## EXERCISE
Omit the pictures, please, and give each record below again exactly.

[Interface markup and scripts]
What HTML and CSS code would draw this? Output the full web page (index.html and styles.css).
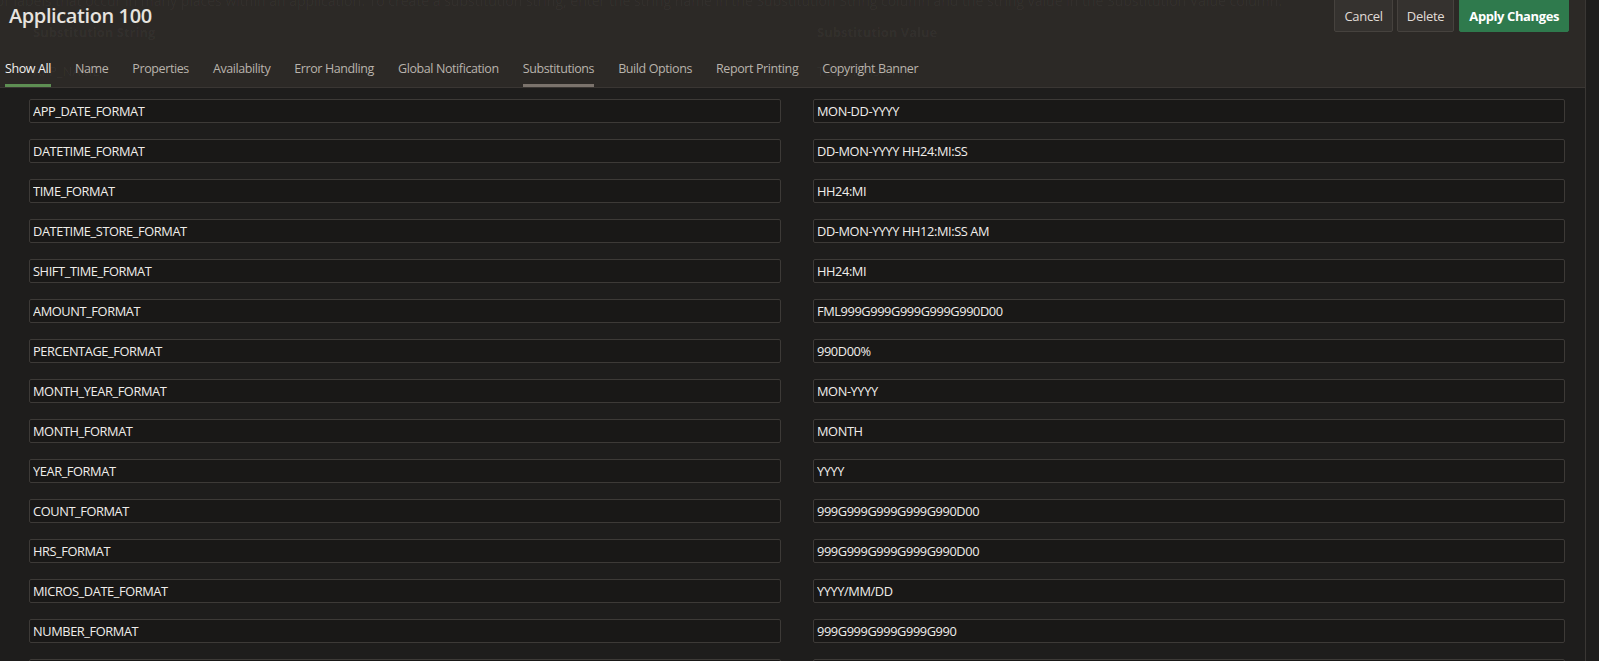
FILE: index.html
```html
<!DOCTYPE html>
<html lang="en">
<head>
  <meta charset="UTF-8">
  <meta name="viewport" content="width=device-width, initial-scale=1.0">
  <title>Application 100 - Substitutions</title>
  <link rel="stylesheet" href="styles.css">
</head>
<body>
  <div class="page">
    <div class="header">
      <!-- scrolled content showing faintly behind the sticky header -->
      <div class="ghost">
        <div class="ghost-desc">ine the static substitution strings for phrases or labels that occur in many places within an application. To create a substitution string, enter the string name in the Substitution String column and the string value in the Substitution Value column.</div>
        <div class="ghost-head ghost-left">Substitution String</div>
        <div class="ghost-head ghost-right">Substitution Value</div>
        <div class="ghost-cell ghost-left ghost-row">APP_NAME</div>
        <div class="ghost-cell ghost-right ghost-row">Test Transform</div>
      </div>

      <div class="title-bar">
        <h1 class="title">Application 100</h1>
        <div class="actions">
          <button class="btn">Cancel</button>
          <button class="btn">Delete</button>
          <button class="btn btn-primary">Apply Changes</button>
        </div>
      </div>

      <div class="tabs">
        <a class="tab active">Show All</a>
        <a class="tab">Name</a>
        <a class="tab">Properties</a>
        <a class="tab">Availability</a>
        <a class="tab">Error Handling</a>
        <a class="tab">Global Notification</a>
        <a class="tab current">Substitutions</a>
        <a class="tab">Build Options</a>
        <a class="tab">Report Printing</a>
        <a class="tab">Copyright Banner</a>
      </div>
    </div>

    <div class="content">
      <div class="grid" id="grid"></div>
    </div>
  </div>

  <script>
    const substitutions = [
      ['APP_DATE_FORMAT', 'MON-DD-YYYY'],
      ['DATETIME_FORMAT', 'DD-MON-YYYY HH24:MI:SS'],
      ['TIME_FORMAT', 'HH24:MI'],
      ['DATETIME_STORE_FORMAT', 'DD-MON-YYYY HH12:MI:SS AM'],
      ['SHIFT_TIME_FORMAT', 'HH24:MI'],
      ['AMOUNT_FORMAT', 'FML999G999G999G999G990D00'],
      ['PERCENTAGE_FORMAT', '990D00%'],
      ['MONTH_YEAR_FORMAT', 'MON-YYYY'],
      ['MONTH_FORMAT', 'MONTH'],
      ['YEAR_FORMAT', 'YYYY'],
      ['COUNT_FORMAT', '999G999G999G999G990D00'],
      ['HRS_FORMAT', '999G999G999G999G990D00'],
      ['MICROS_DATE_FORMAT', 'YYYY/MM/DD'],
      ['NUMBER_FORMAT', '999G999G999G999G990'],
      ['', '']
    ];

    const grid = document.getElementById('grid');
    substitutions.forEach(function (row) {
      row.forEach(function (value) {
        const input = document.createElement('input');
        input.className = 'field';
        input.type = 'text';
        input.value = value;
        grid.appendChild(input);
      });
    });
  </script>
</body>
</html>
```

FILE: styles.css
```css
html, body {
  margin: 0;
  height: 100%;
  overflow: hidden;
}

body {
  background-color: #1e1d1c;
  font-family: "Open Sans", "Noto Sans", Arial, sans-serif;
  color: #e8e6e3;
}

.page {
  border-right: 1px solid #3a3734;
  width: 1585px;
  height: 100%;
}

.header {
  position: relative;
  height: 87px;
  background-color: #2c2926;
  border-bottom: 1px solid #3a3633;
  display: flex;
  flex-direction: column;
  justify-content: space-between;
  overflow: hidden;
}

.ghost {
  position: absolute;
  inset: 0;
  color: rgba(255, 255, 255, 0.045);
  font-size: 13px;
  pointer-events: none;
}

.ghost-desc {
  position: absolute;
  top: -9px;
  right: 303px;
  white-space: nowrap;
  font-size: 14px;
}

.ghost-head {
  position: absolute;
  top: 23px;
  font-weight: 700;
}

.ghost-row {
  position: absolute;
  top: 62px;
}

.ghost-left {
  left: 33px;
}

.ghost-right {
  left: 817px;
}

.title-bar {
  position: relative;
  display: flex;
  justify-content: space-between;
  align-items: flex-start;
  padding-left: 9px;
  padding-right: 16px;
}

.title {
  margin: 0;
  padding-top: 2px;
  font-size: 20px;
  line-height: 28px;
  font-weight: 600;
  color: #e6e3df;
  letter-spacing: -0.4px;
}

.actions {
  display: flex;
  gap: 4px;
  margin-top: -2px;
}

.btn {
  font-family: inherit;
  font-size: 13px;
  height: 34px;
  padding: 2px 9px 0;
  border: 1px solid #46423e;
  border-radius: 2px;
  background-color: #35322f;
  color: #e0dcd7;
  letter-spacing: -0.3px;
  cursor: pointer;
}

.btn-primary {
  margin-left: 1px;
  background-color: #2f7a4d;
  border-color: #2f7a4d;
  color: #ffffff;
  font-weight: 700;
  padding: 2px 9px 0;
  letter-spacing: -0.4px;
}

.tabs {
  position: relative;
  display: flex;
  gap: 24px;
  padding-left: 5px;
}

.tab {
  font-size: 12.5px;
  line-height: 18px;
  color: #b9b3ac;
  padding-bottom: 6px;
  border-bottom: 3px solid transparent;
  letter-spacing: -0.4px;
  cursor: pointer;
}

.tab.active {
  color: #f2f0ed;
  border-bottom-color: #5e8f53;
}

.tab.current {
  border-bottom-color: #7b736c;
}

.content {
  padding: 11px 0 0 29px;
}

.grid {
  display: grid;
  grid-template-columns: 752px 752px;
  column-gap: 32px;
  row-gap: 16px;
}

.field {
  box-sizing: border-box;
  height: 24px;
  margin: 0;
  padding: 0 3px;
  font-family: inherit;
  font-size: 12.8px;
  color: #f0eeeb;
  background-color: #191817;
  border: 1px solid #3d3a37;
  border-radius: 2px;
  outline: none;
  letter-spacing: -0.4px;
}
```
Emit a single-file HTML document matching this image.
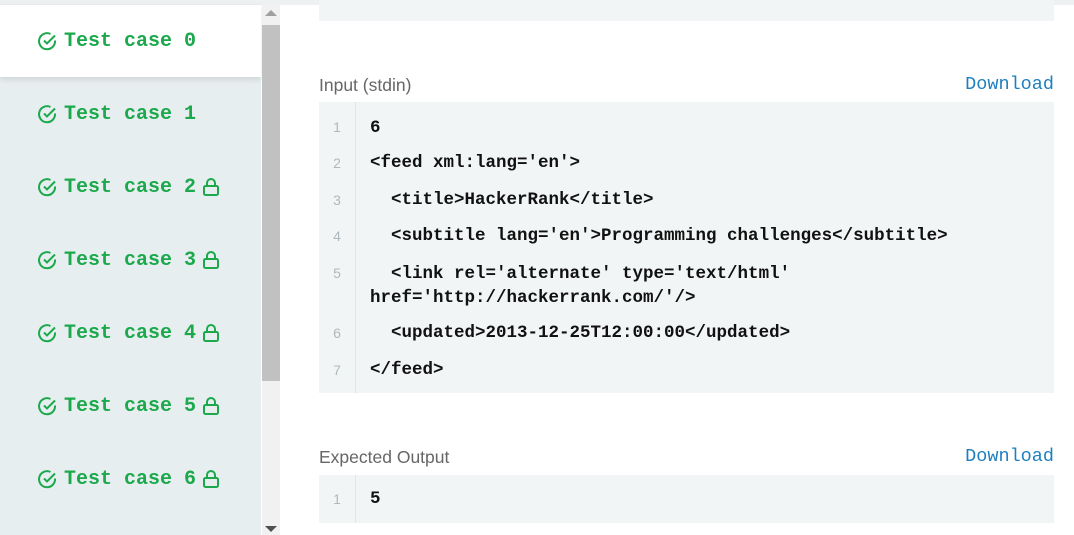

## FINAL ANSWER
What HTML and CSS code would draw this? Output the full web page (index.html and styles.css).
FILE: index.html
```html
<!DOCTYPE html>
<html lang="en">
<head>
  <meta charset="UTF-8">
  <meta name="viewport" content="width=device-width, initial-scale=1.0">
  <title>Application 100 - Substitutions</title>
  <link rel="stylesheet" href="styles.css">
</head>
<body>
  <div class="page">
    <div class="header">
      <!-- scrolled content showing faintly behind the sticky header -->
      <div class="ghost">
        <div class="ghost-desc">ine the static substitution strings for phrases or labels that occur in many places within an application. To create a substitution string, enter the string name in the Substitution String column and the string value in the Substitution Value column.</div>
        <div class="ghost-head ghost-left">Substitution String</div>
        <div class="ghost-head ghost-right">Substitution Value</div>
        <div class="ghost-cell ghost-left ghost-row">APP_NAME</div>
        <div class="ghost-cell ghost-right ghost-row">Test Transform</div>
      </div>

      <div class="title-bar">
        <h1 class="title">Application 100</h1>
        <div class="actions">
          <button class="btn">Cancel</button>
          <button class="btn">Delete</button>
          <button class="btn btn-primary">Apply Changes</button>
        </div>
      </div>

      <div class="tabs">
        <a class="tab active">Show All</a>
        <a class="tab">Name</a>
        <a class="tab">Properties</a>
        <a class="tab">Availability</a>
        <a class="tab">Error Handling</a>
        <a class="tab">Global Notification</a>
        <a class="tab current">Substitutions</a>
        <a class="tab">Build Options</a>
        <a class="tab">Report Printing</a>
        <a class="tab">Copyright Banner</a>
      </div>
    </div>

    <div class="content">
      <div class="grid" id="grid"></div>
    </div>
  </div>

  <script>
    const substitutions = [
      ['APP_DATE_FORMAT', 'MON-DD-YYYY'],
      ['DATETIME_FORMAT', 'DD-MON-YYYY HH24:MI:SS'],
      ['TIME_FORMAT', 'HH24:MI'],
      ['DATETIME_STORE_FORMAT', 'DD-MON-YYYY HH12:MI:SS AM'],
      ['SHIFT_TIME_FORMAT', 'HH24:MI'],
      ['AMOUNT_FORMAT', 'FML999G999G999G999G990D00'],
      ['PERCENTAGE_FORMAT', '990D00%'],
      ['MONTH_YEAR_FORMAT', 'MON-YYYY'],
      ['MONTH_FORMAT', 'MONTH'],
      ['YEAR_FORMAT', 'YYYY'],
      ['COUNT_FORMAT', '999G999G999G999G990D00'],
      ['HRS_FORMAT', '999G999G999G999G990D00'],
      ['MICROS_DATE_FORMAT', 'YYYY/MM/DD'],
      ['NUMBER_FORMAT', '999G999G999G999G990'],
      ['', '']
    ];

    const grid = document.getElementById('grid');
    substitutions.forEach(function (row) {
      row.forEach(function (value) {
        const input = document.createElement('input');
        input.className = 'field';
        input.type = 'text';
        input.value = value;
        grid.appendChild(input);
      });
    });
  </script>
</body>
</html>
```

FILE: styles.css
```css
html, body {
  margin: 0;
  height: 100%;
  overflow: hidden;
}

body {
  background-color: #1e1d1c;
  font-family: "Open Sans", "Noto Sans", Arial, sans-serif;
  color: #e8e6e3;
}

.page {
  border-right: 1px solid #3a3734;
  width: 1585px;
  height: 100%;
}

.header {
  position: relative;
  height: 87px;
  background-color: #2c2926;
  border-bottom: 1px solid #3a3633;
  display: flex;
  flex-direction: column;
  justify-content: space-between;
  overflow: hidden;
}

.ghost {
  position: absolute;
  inset: 0;
  color: rgba(255, 255, 255, 0.045);
  font-size: 13px;
  pointer-events: none;
}

.ghost-desc {
  position: absolute;
  top: -9px;
  right: 303px;
  white-space: nowrap;
  font-size: 14px;
}

.ghost-head {
  position: absolute;
  top: 23px;
  font-weight: 700;
}

.ghost-row {
  position: absolute;
  top: 62px;
}

.ghost-left {
  left: 33px;
}

.ghost-right {
  left: 817px;
}

.title-bar {
  position: relative;
  display: flex;
  justify-content: space-between;
  align-items: flex-start;
  padding-left: 9px;
  padding-right: 16px;
}

.title {
  margin: 0;
  padding-top: 2px;
  font-size: 20px;
  line-height: 28px;
  font-weight: 600;
  color: #e6e3df;
  letter-spacing: -0.4px;
}

.actions {
  display: flex;
  gap: 4px;
  margin-top: -2px;
}

.btn {
  font-family: inherit;
  font-size: 13px;
  height: 34px;
  padding: 2px 9px 0;
  border: 1px solid #46423e;
  border-radius: 2px;
  background-color: #35322f;
  color: #e0dcd7;
  letter-spacing: -0.3px;
  cursor: pointer;
}

.btn-primary {
  margin-left: 1px;
  background-color: #2f7a4d;
  border-color: #2f7a4d;
  color: #ffffff;
  font-weight: 700;
  padding: 2px 9px 0;
  letter-spacing: -0.4px;
}

.tabs {
  position: relative;
  display: flex;
  gap: 24px;
  padding-left: 5px;
}

.tab {
  font-size: 12.5px;
  line-height: 18px;
  color: #b9b3ac;
  padding-bottom: 6px;
  border-bottom: 3px solid transparent;
  letter-spacing: -0.4px;
  cursor: pointer;
}

.tab.active {
  color: #f2f0ed;
  border-bottom-color: #5e8f53;
}

.tab.current {
  border-bottom-color: #7b736c;
}

.content {
  padding: 11px 0 0 29px;
}

.grid {
  display: grid;
  grid-template-columns: 752px 752px;
  column-gap: 32px;
  row-gap: 16px;
}

.field {
  box-sizing: border-box;
  height: 24px;
  margin: 0;
  padding: 0 3px;
  font-family: inherit;
  font-size: 12.8px;
  color: #f0eeeb;
  background-color: #191817;
  border: 1px solid #3d3a37;
  border-radius: 2px;
  outline: none;
  letter-spacing: -0.4px;
}
```
Emit a single-file HTML document matching this image.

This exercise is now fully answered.